Antiques Roadshow has done it again! The British TV program has uncovered an exceptional art find: an original portrait by Anthony van Dyck. A priest named Father Jamie McLeod bought the painting, which boasts an in-frame label reading “Sir A. VAN DYCK,” in an antiques shop for £400 (~$660). When he brought it on the appraisal show, host Fiona Bruce said certain features made her wonder if it was really by the 17th-century Flemish painter. Bruce called in art expert Philip Mould, who quite dramatically (and hilariously) asks McLeod in the video above:
But, if this is to be by van Dyck, there’s only one way of finding out. The question is: are you prepared to commission a process of cleaning and restoration by which paint is radically removed, but later paint, to reveal what I hope could be an original work beneath?

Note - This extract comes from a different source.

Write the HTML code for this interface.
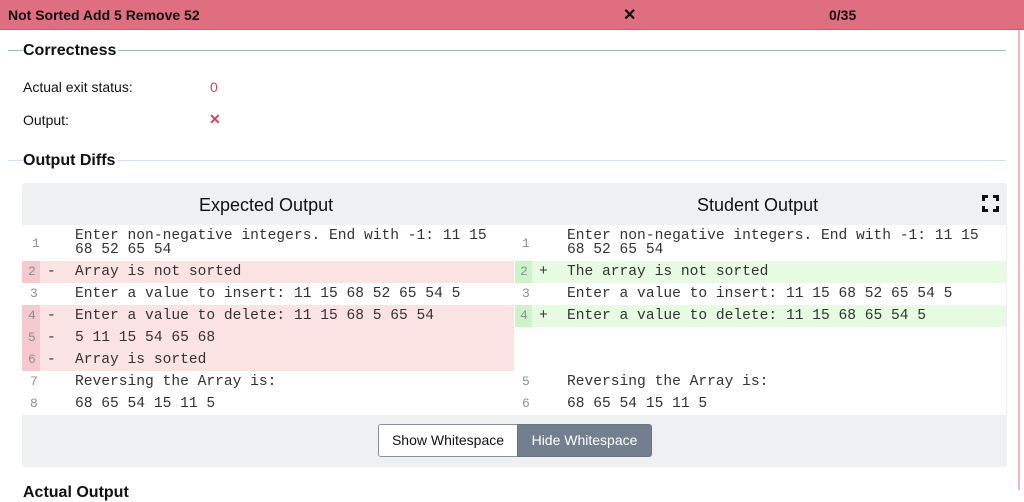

McLeod assented, and after several months, Mould and a van Dyck expert named Dr. Christopher Brown determined that the painting is in fact by the Baroque artist. It’s believed to be a preparatory study of the Magistrate of Brussels, for a 1634 work depicting seven magistrates that was later destroyed.
The painting’s new value? £400,000 (~$660,000), which McLeod plans to spend on a set of church bells. It’s not quite as much as the $800,000–$1 million early Diego Rivera painting found on the American version of Antiques Roadshow earlier this year, but it is “the most valuable painting” ever discovered on the British program, which has been on the air since 1979.